◆ INFORMATION PROVIDED
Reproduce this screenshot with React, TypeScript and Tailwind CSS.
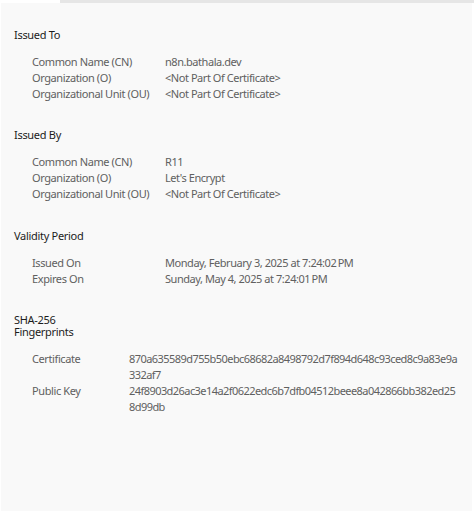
const issuedTo = [
  ['Common Name (CN)', 'n8n.bathala.dev'],
  ['Organization (O)', '<Not Part Of Certificate>'],
  ['Organizational Unit (OU)', '<Not Part Of Certificate>'],
];

const issuedBy = [
  ['Common Name (CN)', 'R11'],
  ['Organization (O)', "Let's Encrypt"],
  ['Organizational Unit (OU)', '<Not Part Of Certificate>'],
];

const validity = [
  ['Issued On', 'Monday, February 3, 2025 at 7:24:02\u2009PM'],
  ['Expires On', 'Sunday, May 4, 2025 at 7:24:01\u2009PM'],
];

// hashes wrap after 58 chars in the original dialog
const fingerprints = [
  ['Certificate', '870a635589d755b50ebc68682a8498792d7f894d648c93ced8c9a83e9a', '332af7'],
  ['Public Key', '24f8903d26ac3e14a2f0622edc6b7dfb04512beee8a042866bb382ed25', '8d99db'],
];

function Rows({ rows, labelWidth, mono }: { rows: string[][]; labelWidth: string; mono?: boolean }) {
  return (
    <div className={mono ? 'mt-[13px] pl-[18px]' : 'mt-[11px] pl-[18px]'}>
      {rows.map(([label, ...lines]) => (
        <div key={label} className="flex leading-[16px] text-[#606060]">
          <div className={`${labelWidth} shrink-0 tracking-[-0.4px]`}>{label}</div>
          <div className={mono ? 'tracking-[-0.56px] whitespace-nowrap' : 'tracking-[-0.45px] whitespace-nowrap'}>
            {lines.map((l) => (
              <div key={l}>{l}</div>
            ))}
          </div>
        </div>
      ))}
    </div>
  );
}

export default function App() {
  return (
    <div className="h-[514px] w-[474px] bg-white font-['Noto_Sans',sans-serif] text-[11px]">
      <div className="flex h-[3px]">
        <div className="w-[60px] bg-white" />
        <div className="flex-1 bg-[#e6e6e6]" />
      </div>
      <div className="ml-[1px] mr-[2px] h-[508px] bg-[#f9f9f9] px-[13px] pt-[24px]">
        <section>
          <h2 className="leading-[16px] tracking-[-0.3px] text-[#1c1c1c]">Issued To</h2>
          <Rows rows={issuedTo} labelWidth="w-[133px]" />
        </section>
        <section className="mt-[25px]">
          <h2 className="leading-[16px] tracking-[-0.3px] text-[#1c1c1c]">Issued By</h2>
          <Rows rows={issuedBy} labelWidth="w-[133px]" />
        </section>
        <section className="mt-[26px]">
          <h2 className="leading-[16px] tracking-[-0.3px] text-[#1c1c1c]">Validity Period</h2>
          <Rows rows={validity} labelWidth="w-[133px]" />
        </section>
        <section className="mt-[27px]">
          <h2 className="leading-[12px] tracking-[-0.3px] text-[#1c1c1c]">
            SHA-256
            <br />
            Fingerprints
          </h2>
          <Rows rows={fingerprints} labelWidth="w-[97px]" mono />
        </section>
      </div>
    </div>
  );
}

◆ WHAT IS BEING ASKED
Every line of the material is to be quoted exactly, with no pictures carried over.

◆ EXERCISE SOLUTION
Reproduce this screenshot with React, TypeScript and Tailwind CSS.
const issuedTo = [
  ['Common Name (CN)', 'n8n.bathala.dev'],
  ['Organization (O)', '<Not Part Of Certificate>'],
  ['Organizational Unit (OU)', '<Not Part Of Certificate>'],
];

const issuedBy = [
  ['Common Name (CN)', 'R11'],
  ['Organization (O)', "Let's Encrypt"],
  ['Organizational Unit (OU)', '<Not Part Of Certificate>'],
];

const validity = [
  ['Issued On', 'Monday, February 3, 2025 at 7:24:02\u2009PM'],
  ['Expires On', 'Sunday, May 4, 2025 at 7:24:01\u2009PM'],
];

// hashes wrap after 58 chars in the original dialog
const fingerprints = [
  ['Certificate', '870a635589d755b50ebc68682a8498792d7f894d648c93ced8c9a83e9a', '332af7'],
  ['Public Key', '24f8903d26ac3e14a2f0622edc6b7dfb04512beee8a042866bb382ed25', '8d99db'],
];

function Rows({ rows, labelWidth, mono }: { rows: string[][]; labelWidth: string; mono?: boolean }) {
  return (
    <div className={mono ? 'mt-[13px] pl-[18px]' : 'mt-[11px] pl-[18px]'}>
      {rows.map(([label, ...lines]) => (
        <div key={label} className="flex leading-[16px] text-[#606060]">
          <div className={`${labelWidth} shrink-0 tracking-[-0.4px]`}>{label}</div>
          <div className={mono ? 'tracking-[-0.56px] whitespace-nowrap' : 'tracking-[-0.45px] whitespace-nowrap'}>
            {lines.map((l) => (
              <div key={l}>{l}</div>
            ))}
          </div>
        </div>
      ))}
    </div>
  );
}

export default function App() {
  return (
    <div className="h-[514px] w-[474px] bg-white font-['Noto_Sans',sans-serif] text-[11px]">
      <div className="flex h-[3px]">
        <div className="w-[60px] bg-white" />
        <div className="flex-1 bg-[#e6e6e6]" />
      </div>
      <div className="ml-[1px] mr-[2px] h-[508px] bg-[#f9f9f9] px-[13px] pt-[24px]">
        <section>
          <h2 className="leading-[16px] tracking-[-0.3px] text-[#1c1c1c]">Issued To</h2>
          <Rows rows={issuedTo} labelWidth="w-[133px]" />
        </section>
        <section className="mt-[25px]">
          <h2 className="leading-[16px] tracking-[-0.3px] text-[#1c1c1c]">Issued By</h2>
          <Rows rows={issuedBy} labelWidth="w-[133px]" />
        </section>
        <section className="mt-[26px]">
          <h2 className="leading-[16px] tracking-[-0.3px] text-[#1c1c1c]">Validity Period</h2>
          <Rows rows={validity} labelWidth="w-[133px]" />
        </section>
        <section className="mt-[27px]">
          <h2 className="leading-[12px] tracking-[-0.3px] text-[#1c1c1c]">
            SHA-256
            <br />
            Fingerprints
          </h2>
          <Rows rows={fingerprints} labelWidth="w-[97px]" mono />
        </section>
      </div>
    </div>
  );
}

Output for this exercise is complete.